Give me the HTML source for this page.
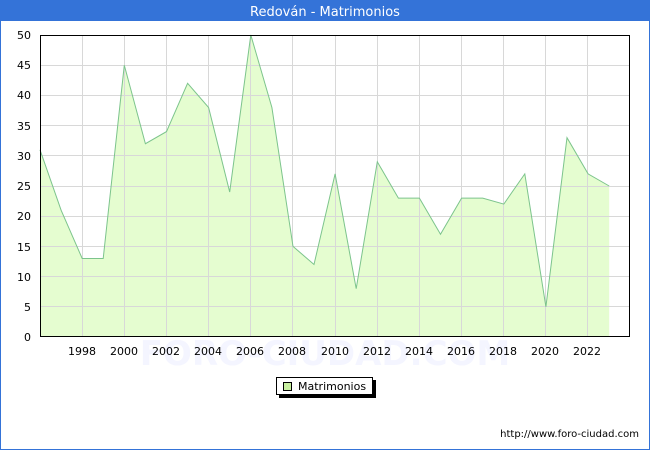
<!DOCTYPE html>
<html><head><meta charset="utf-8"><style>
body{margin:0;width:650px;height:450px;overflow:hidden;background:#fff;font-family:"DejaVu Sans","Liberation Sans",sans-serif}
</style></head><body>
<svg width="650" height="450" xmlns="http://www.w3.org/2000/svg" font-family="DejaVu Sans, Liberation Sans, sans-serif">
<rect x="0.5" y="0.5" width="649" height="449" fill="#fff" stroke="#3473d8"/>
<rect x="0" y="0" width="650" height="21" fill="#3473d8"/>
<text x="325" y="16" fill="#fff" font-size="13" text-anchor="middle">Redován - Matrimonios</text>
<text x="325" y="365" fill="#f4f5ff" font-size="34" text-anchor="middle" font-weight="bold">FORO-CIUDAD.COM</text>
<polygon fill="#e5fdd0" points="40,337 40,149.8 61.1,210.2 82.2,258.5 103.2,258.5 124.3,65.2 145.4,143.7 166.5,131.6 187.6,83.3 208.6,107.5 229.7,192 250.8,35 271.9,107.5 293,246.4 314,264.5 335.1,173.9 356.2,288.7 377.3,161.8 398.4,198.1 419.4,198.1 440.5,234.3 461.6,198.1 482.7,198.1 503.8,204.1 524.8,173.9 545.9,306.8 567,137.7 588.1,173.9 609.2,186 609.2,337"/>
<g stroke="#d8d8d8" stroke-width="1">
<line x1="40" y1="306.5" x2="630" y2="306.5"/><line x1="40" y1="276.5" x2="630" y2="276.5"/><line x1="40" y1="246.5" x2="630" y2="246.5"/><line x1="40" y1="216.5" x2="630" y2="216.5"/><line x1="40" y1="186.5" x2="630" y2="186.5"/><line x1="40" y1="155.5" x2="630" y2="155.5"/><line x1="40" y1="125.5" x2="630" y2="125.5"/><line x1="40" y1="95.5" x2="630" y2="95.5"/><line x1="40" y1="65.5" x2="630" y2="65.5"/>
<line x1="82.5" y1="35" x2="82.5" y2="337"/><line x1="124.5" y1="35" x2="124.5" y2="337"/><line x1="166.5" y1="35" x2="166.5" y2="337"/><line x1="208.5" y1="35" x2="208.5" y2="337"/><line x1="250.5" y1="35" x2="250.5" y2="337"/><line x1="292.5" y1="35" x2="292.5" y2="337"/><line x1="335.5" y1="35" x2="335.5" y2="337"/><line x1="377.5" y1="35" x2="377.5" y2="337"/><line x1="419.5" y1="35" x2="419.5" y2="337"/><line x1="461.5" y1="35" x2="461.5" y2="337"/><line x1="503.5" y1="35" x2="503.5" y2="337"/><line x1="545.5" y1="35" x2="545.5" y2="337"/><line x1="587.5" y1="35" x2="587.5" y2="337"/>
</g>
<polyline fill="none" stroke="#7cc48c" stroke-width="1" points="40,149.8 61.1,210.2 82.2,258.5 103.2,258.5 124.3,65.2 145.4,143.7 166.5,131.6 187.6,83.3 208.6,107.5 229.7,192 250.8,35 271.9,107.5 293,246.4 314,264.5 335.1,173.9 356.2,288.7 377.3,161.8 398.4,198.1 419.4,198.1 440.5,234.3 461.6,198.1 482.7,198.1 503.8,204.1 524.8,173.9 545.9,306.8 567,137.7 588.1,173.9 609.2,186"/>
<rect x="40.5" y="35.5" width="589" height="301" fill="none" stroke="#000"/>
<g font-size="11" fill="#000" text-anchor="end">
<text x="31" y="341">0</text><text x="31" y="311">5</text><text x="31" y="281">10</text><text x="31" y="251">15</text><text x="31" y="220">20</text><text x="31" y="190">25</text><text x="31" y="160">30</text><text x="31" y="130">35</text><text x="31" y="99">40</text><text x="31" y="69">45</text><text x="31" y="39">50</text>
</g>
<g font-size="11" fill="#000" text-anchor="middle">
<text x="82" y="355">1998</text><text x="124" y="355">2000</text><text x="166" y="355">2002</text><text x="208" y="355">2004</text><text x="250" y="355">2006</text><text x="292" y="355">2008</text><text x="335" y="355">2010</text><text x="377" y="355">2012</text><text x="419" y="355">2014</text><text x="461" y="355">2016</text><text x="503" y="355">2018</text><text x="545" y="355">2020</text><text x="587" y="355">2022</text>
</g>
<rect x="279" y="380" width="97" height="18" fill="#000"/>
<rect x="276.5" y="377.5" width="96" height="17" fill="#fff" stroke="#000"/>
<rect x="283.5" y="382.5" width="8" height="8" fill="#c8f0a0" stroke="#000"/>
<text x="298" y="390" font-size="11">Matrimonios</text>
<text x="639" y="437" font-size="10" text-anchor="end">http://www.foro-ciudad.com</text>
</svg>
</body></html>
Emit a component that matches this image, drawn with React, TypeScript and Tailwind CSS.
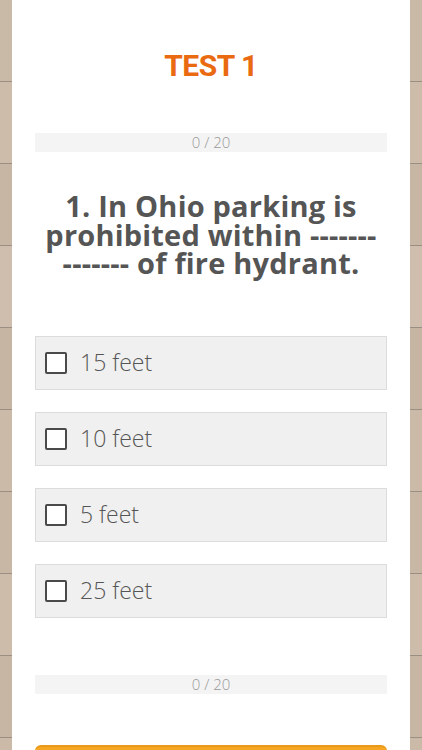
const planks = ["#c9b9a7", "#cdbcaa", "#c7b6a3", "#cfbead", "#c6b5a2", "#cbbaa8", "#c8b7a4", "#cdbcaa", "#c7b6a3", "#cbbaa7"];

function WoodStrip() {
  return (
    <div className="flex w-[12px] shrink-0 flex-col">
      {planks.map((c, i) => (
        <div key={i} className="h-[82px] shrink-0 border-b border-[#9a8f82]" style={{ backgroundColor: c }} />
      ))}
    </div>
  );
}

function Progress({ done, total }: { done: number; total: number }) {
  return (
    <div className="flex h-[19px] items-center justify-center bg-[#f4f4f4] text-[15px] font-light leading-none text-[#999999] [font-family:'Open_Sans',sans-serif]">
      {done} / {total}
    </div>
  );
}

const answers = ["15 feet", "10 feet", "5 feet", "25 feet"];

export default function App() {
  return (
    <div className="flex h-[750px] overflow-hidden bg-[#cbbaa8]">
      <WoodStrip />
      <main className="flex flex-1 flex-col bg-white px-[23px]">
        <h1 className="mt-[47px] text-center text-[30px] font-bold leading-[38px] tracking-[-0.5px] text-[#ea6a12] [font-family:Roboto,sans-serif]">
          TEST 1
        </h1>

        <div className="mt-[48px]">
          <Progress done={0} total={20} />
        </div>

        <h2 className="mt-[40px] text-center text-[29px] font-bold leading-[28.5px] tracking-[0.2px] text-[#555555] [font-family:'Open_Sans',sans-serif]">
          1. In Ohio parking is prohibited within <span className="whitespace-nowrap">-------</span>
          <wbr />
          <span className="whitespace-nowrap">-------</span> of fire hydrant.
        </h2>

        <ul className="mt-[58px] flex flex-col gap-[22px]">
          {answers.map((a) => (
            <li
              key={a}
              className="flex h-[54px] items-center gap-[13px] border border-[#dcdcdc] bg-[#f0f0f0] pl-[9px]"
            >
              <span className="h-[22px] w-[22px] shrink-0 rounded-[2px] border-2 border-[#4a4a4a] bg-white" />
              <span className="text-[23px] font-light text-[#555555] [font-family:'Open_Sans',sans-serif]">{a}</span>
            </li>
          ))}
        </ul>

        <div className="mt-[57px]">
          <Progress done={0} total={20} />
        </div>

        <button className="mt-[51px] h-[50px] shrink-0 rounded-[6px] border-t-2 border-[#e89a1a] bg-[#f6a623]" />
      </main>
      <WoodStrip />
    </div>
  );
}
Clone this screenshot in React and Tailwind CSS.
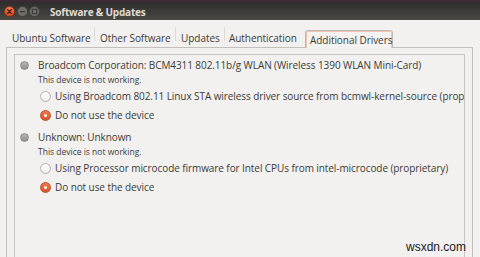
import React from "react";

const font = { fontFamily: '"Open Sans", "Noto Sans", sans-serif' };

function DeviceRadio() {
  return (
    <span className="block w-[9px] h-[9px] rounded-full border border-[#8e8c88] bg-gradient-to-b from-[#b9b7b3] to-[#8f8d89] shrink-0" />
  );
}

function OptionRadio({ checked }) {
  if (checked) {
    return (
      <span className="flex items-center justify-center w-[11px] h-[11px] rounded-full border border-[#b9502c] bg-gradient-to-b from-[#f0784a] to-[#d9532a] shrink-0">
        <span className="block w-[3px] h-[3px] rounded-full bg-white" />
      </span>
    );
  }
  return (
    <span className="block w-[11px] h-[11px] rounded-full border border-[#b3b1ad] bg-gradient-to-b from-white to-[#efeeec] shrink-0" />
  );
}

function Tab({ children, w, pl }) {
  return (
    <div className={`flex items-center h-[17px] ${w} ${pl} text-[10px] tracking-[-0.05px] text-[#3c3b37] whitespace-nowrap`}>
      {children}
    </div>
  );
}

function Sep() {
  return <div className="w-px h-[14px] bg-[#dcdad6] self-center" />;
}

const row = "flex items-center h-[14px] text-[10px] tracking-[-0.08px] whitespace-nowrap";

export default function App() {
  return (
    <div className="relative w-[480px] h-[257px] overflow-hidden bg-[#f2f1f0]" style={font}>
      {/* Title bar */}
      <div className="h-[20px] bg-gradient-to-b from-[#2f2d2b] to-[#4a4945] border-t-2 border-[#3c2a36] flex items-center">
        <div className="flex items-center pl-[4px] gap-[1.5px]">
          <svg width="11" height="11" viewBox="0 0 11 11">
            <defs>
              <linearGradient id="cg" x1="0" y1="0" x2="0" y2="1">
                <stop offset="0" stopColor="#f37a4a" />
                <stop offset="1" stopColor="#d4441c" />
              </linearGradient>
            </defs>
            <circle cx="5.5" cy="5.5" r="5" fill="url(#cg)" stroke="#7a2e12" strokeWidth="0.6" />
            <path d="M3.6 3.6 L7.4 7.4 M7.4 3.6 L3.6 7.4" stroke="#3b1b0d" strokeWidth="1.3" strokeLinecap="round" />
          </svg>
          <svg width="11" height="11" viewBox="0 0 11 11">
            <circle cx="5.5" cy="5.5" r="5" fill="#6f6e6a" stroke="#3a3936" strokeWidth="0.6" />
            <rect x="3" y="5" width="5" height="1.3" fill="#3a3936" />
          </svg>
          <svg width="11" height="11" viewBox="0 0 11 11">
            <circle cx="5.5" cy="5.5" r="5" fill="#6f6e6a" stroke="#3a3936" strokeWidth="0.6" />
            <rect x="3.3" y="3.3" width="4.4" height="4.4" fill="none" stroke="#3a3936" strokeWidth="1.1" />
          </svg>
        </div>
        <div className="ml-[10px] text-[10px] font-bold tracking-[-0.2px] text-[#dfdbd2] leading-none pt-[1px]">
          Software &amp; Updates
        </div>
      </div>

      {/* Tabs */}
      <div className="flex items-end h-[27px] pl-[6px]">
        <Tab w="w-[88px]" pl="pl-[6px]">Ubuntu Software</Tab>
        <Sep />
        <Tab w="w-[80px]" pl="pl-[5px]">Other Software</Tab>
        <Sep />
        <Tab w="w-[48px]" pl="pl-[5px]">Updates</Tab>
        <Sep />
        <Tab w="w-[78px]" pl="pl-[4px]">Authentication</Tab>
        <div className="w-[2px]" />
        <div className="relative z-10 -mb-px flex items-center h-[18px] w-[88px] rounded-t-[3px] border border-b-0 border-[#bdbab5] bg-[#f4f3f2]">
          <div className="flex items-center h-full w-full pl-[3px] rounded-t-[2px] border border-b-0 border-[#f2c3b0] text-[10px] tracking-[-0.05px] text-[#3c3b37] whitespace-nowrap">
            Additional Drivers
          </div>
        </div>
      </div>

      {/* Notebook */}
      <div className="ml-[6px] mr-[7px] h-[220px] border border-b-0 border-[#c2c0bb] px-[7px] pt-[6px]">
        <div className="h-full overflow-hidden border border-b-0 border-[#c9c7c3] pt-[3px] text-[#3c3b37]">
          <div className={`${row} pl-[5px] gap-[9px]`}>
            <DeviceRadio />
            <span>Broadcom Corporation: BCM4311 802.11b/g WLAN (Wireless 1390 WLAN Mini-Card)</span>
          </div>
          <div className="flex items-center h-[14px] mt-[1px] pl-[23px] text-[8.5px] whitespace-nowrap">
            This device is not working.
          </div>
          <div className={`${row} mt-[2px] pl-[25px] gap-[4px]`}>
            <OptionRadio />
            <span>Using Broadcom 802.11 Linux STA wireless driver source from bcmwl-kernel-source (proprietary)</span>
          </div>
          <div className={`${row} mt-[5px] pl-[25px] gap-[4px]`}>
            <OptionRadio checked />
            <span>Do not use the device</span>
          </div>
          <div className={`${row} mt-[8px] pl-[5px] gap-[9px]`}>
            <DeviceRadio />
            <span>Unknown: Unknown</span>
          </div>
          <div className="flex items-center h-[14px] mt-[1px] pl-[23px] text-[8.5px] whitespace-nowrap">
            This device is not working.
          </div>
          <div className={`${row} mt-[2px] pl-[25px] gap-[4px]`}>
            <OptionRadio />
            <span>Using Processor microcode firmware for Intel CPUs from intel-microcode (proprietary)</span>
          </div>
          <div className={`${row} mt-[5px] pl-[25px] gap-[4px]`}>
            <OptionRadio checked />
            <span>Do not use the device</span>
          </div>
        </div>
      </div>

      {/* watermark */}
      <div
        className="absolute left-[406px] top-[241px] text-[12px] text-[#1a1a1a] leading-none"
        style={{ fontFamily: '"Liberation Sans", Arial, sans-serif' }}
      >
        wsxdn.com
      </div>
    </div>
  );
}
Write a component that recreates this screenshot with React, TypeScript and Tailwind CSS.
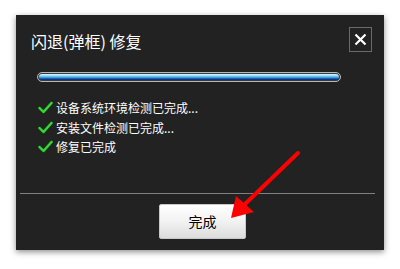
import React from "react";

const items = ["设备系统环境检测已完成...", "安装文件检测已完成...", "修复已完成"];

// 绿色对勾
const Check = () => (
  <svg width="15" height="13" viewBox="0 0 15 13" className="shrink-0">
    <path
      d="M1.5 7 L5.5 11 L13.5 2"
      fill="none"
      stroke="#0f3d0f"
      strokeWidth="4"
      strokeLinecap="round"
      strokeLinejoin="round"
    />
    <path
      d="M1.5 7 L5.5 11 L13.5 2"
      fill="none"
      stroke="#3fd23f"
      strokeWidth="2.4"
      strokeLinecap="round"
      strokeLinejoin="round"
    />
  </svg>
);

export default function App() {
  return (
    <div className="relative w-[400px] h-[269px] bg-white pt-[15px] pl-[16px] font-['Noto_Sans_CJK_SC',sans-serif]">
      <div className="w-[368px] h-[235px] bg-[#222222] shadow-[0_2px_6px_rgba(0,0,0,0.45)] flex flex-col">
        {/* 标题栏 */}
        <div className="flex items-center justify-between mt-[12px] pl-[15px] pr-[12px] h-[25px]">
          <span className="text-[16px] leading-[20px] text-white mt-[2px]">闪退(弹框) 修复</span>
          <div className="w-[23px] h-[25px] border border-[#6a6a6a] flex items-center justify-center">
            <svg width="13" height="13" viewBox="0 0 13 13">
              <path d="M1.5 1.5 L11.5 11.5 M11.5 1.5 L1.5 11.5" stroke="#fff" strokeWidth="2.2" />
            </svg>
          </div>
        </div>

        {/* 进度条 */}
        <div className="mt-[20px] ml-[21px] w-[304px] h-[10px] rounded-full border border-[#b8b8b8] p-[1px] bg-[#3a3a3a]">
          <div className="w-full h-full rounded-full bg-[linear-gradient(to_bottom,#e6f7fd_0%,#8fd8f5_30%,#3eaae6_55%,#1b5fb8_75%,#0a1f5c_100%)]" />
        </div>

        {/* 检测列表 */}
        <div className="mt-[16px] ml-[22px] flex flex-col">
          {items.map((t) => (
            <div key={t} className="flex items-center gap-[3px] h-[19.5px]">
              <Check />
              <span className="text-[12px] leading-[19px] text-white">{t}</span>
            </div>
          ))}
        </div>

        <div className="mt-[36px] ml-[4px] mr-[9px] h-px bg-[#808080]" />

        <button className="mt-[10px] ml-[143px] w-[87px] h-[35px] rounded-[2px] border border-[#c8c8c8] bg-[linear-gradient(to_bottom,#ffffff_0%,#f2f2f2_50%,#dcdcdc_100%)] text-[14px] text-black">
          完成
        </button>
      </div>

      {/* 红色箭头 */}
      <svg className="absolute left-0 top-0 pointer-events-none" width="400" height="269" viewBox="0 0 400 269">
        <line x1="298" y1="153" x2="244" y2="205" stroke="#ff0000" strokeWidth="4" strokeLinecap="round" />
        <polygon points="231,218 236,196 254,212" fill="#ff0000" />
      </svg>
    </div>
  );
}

___

= WRITTEN TASK =
List each line holding the string "TypeScript".

= WRITTEN ANSWER =
Emit a component that matches this image, drawn with React, TypeScript and Tailwind CSS.
Write a component that recreates this screenshot with React, TypeScript and Tailwind CSS.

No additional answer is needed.